Although the evening was a collaboration, there was no physical co-working amongst the alliance until the evening of the performance. That no one physically worked together to bring the installation to fruition prior to the premier spoke greatly to the connection amongst the artists; their level of dedication to the story A Matter of Heart was meant to tell. Consequently, the evening was the Zest Collective’s first time hearing the music to which they would be flowing, as well as seeing the hanging installation around which they’d be maneuvering their rehearsed contortions. The dancers had very little opportunity to practice together, and only one member of the Pax Humana duo was able to attend the dance rehearsal the evening before. Prior to arriving to the space, Gentry Isaiah George -- Zest Collective’s Creative Director -- was unsure of its exact dimensions and the placement of the audience in relation to his 360º choreography. Everyone was rehearsed and every member was prepared, but the outcome of the night was entrusted to artistic instinct and nothing more.

Yet, when the performance began in the Alchemical Lab’s upper room, everything came together.

I’d asked myself if we’ve left room for dance because it seems society has ascribed music as the only qualifying medium meant to compliment visual art installations and exhibitions without distracting the audience. The most ubiquitous accompaniment, music is entrusted to set a tone and create a space for art to set itself against. But what of dance? Dance is capable of doing the same thing, no?

Mr. George’s raison d’être for the Zest Collective is to facilitate dialogue between internal and external impulses through dance, using collaborations much like A Matter of Heart to investigate humanity, society, and identity. He guides dancers from across genres; artists of various mediums; and settings of variegating character to tell stories generated from locally-sourced inspiration.

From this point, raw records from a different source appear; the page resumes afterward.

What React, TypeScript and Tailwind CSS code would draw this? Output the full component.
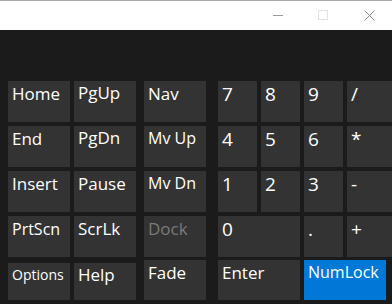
import React from "react";

type K = {
  label: string;
  w: string;
  size?: string;
  extra?: string;
};

const Key = ({ label, w, size = "text-[17px]", extra = "" }: K) => (
  <div
    className={`${w} ${extra} h-full bg-[#333333] text-white leading-none pl-[4px] pt-[4px] ${size}`}
  >
    {label}
  </div>
);

const rows: K[][] = [
  [
    { label: "Home", w: "w-[62px]" },
    { label: "PgUp", w: "w-[62px]", extra: "!pt-[3px]" },
    { label: "Nav", w: "w-[62px]", extra: "ml-[4px]" },
    { label: "7", w: "w-[39px]", size: "text-[19px]", extra: "ml-[8px]" },
    { label: "8", w: "w-[39px]", size: "text-[19px]" },
    { label: "9", w: "w-[39px]", size: "text-[19px]" },
    { label: "/", w: "w-[45px]", size: "text-[19px]" },
  ],
  [
    { label: "End", w: "w-[62px]" },
    { label: "PgDn", w: "w-[62px]", extra: "!pt-[3px]" },
    { label: "Mv Up", w: "w-[62px]", size: "text-[16px]", extra: "ml-[4px]" },
    { label: "4", w: "w-[39px]", size: "text-[19px]", extra: "ml-[8px]" },
    { label: "5", w: "w-[39px]", size: "text-[19px]" },
    { label: "6", w: "w-[39px]", size: "text-[19px]" },
    { label: "*", w: "w-[45px]", size: "text-[19px]" },
  ],
  [
    { label: "Insert", w: "w-[62px]" },
    { label: "Pause", w: "w-[62px]" },
    { label: "Mv Dn", w: "w-[62px]", size: "text-[16px]", extra: "ml-[4px]" },
    { label: "1", w: "w-[39px]", size: "text-[19px]", extra: "ml-[8px]" },
    { label: "2", w: "w-[39px]", size: "text-[19px]" },
    { label: "3", w: "w-[39px]", size: "text-[19px]" },
    { label: "-", w: "w-[45px]", size: "text-[19px]" },
  ],
  [
    { label: "PrtScn", w: "w-[62px]", size: "text-[16px]", extra: "!pt-[5px]" },
    { label: "ScrLk", w: "w-[62px]" },
    { label: "Dock", w: "w-[62px]", extra: "ml-[4px] !text-[#7a7a7a]" },
    { label: "0", w: "w-[82px]", size: "text-[19px]", extra: "ml-[8px]" },
    { label: ".", w: "w-[39px]", size: "text-[19px]" },
    { label: "+", w: "w-[45px]", size: "text-[19px]" },
  ],
];

export default function App() {
  return (
    <div
      className="w-[392px] h-[304px] overflow-hidden bg-[#1b1b1b]"
      style={{ fontFamily: '"Open Sans", "Noto Sans", sans-serif' }}
    >
      <div className="h-[30px] bg-white border-t border-[#aaaaaa] relative">
        <svg className="absolute left-[273px] top-[9px]" width="11" height="11" viewBox="0 0 11 11">
          <line x1="0" y1="5.5" x2="10" y2="5.5" stroke="#9a9a9a" strokeWidth="1" />
        </svg>
        <svg className="absolute left-[318px] top-[9px]" width="11" height="11" viewBox="0 0 11 11">
          <rect x="0.5" y="0.5" width="9" height="9" fill="none" stroke="#e3e3e3" strokeWidth="1" />
        </svg>
        <svg className="absolute left-[364px] top-[9px]" width="11" height="11" viewBox="0 0 11 11">
          <path d="M0.5 0.5 L10.5 10.5 M10.5 0.5 L0.5 10.5" stroke="#8a8a8a" strokeWidth="1" />
        </svg>
      </div>
      <div className="pt-[51px] pl-[8px] flex flex-col gap-[4px]">
        {rows.map((r, i) => (
          <div key={i} className="flex gap-[4px] h-[41px]">
            {r.map((k) => (
              <Key key={k.label} {...k} />
            ))}
          </div>
        ))}
        <div className="flex gap-[4px] h-[40px] -mt-[1px]">
          <div className="w-[62px] mt-[3px] bg-[#333333] text-white text-[14px] leading-none pl-[4px] pt-[5px]">
            Options
          </div>
          <div className="w-[62px] mt-[3px] bg-[#333333] text-white text-[17px] leading-none pl-[4px] pt-[3px]">
            Help
          </div>
          <Key label="Fade" w="w-[62px]" extra="ml-[4px]" />
          <Key label="Enter" w="w-[82px]" extra="ml-[8px]" />
          <Key label="NumLock" w="w-[82px]" extra="!bg-[#0078d7]" size="text-[16px]" />
        </div>
      </div>
    </div>
  );
}
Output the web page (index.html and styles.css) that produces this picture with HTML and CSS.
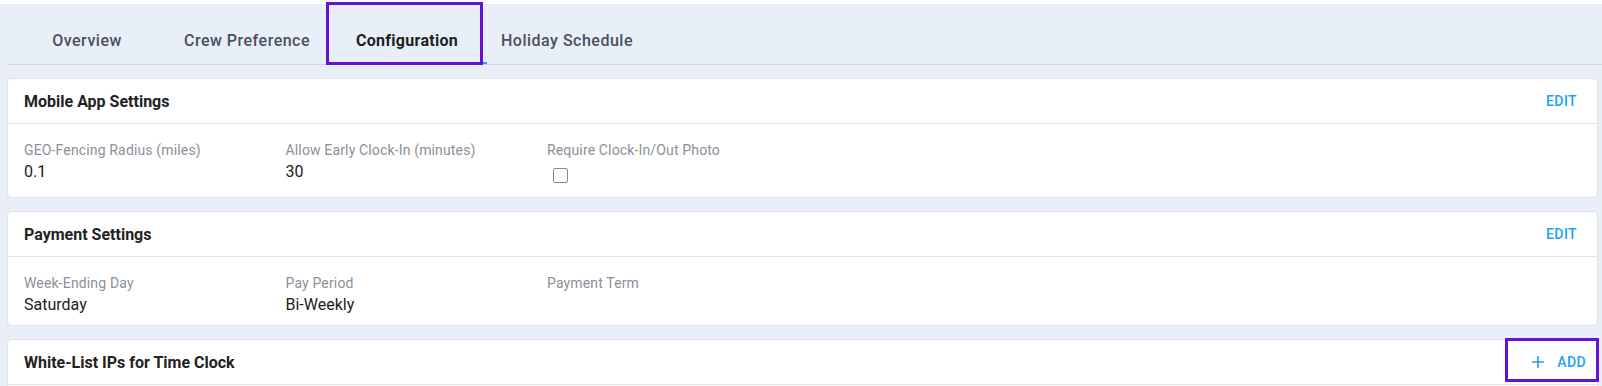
FILE: index.html
```html
<!DOCTYPE html>
<html lang="en">
<head>
    <meta charset="UTF-8">
    <meta name="viewport" content="width=device-width, initial-scale=1.0">
    <title>Configuration</title>
    <link rel="stylesheet" href="styles.css">
</head>
<body>
    <div class="main">
        <div class="tabs">
            <button class="tab">Overview</button>
            <button class="tab">Crew Preference</button>
            <button class="tab active">Configuration</button>
            <button class="tab">Holiday Schedule</button>
        </div>

        <div class="card">
            <div class="card-header">
                <h3>Mobile App Settings</h3>
                <button class="link-btn">EDIT</button>
            </div>
            <div class="card-body">
                <div class="field">
                    <div class="label">GEO-Fencing Radius (miles)</div>
                    <div class="value">0.1</div>
                </div>
                <div class="field">
                    <div class="label">Allow Early Clock-In (minutes)</div>
                    <div class="value">30</div>
                </div>
                <div class="field">
                    <div class="label">Require Clock-In/Out Photo</div>
                    <span class="checkbox"></span>
                </div>
            </div>
        </div>

        <div class="card">
            <div class="card-header">
                <h3>Payment Settings</h3>
                <button class="link-btn">EDIT</button>
            </div>
            <div class="card-body">
                <div class="field">
                    <div class="label">Week-Ending Day</div>
                    <div class="value">Saturday</div>
                </div>
                <div class="field">
                    <div class="label">Pay Period</div>
                    <div class="value">Bi-Weekly</div>
                </div>
                <div class="field">
                    <div class="label">Payment Term</div>
                    <div class="value"></div>
                </div>
            </div>
        </div>

        <div class="card">
            <div class="card-header">
                <h3>White-List IPs for Time Clock</h3>
                <button class="link-btn add-btn">
                    <svg width="12" height="12" viewBox="0 0 12 12"><path d="M6 0v12M0 6h12" stroke="currentColor" stroke-width="1.6"/></svg>
                    ADD
                </button>
            </div>
            <div class="card-body empty"></div>
        </div>
    </div>
</body>
</html>
```

FILE: styles.css
```css
body {
    margin: 0;
    font-family: Roboto, "Liberation Sans", sans-serif;
    background-color: #fff;
    padding-top: 4px;
}
.main {
    background-color: #e8eff8;
    padding: 0 4px 20px 7px;
    min-height: 400px;
}
.tabs {
    display: flex;
    padding-top: 12px;
    margin-right: -4px;
    border-bottom: 1px solid #cfd5dd;
}
.tab {
    position: relative;
    min-width: 160px;
    height: 48px;
    padding: 0 12px;
    border: none;
    background: none;
    font-family: inherit;
    font-size: 16px;
    font-weight: 500;
    letter-spacing: 0.5px;
    color: #4b505c;
    cursor: pointer;
}
.tab.active {
    font-weight: 700;
    letter-spacing: 0.3px;
    color: #1f1f1f;
}
.tab.active::before {
    content: "";
    position: absolute;
    left: 0;
    right: 0;
    bottom: 0;
    height: 2px;
    background-color: #1da1f2;
}
/* highlight frame */
.tab.active::after {
    content: "";
    position: absolute;
    left: -1px;
    top: -14px;
    width: 151px;
    height: 57px;
    border: 3px solid #6711d3;
}
.card {
    background-color: #fff;
    border: 1px solid #dde2e8;
    border-radius: 4px;
    margin-top: 13px;
}
.card-header {
    display: flex;
    align-items: center;
    justify-content: space-between;
    height: 44px;
    padding: 0 11px 0 16px;
    border-bottom: 1px solid #e2e4e7;
}
.card-header h3 {
    margin: 0;
    font-size: 16px;
    font-weight: 700;
    color: #222;
}
.link-btn {
    position: relative;
    display: flex;
    align-items: center;
    gap: 13px;
    padding: 0 9px;
    border: none;
    background: none;
    font-family: inherit;
    font-size: 14px;
    font-weight: 500;
    letter-spacing: 0.4px;
    color: #1da1f2;
    cursor: pointer;
}
.add-btn {
    padding: 0;
}
.add-btn::after {
    content: "";
    position: absolute;
    left: -27px;
    top: -16px;
    width: 88px;
    height: 38px;
    border: 3px solid #6711d3;
}
.card-body {
    display: grid;
    grid-template-columns: repeat(3, 261.5px);
    padding: 16px 16px 8px;
}
.card-body.empty {
    height: 40px;
}
.label {
    font-size: 14px;
    line-height: 20px;
    letter-spacing: 0.15px;
    color: #8b909a;
}
.value {
    font-size: 16px;
    line-height: 24px;
    color: #212121;
}
.checkbox {
    display: block;
    width: 13px;
    height: 13px;
    margin: 8px 0 6px 6px;
    border: 1px solid #8a8a8a;
    border-radius: 2px;
}
```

The movements Mr. George curated to join with Pax Humana’s improvised music and Brian Michael Reed’s sacred staffs proved once and for all that dance is a catalyst to bring other art forms to life; it is a compliment to other mediums no matter how grand the space, how intricate the work. There is a common misunderstanding that ostentatious grand jetés and enchanting pas de deux subtract attention from other art in the room -- hence their culturally accepted segregation -- however, the Zest Collective’s work brought the room and all its members to life, illustrating that music, visual art, and dance can be equal partners, co-creators of magnificent experiences that take people to wondrous places deep within themselves.

It was a privilege to bear witness to a vision fulfilled through A Matter of Heart. Powerful and thought-provoking, it beckoned the audience to find the inner node that could serve as the best feeler to help comprehend the depth of the artistic journey in which we were all participating. It left me, and I’m sure many others asking:

In our complicated, interconnected, storyline lives, have we left room for dance?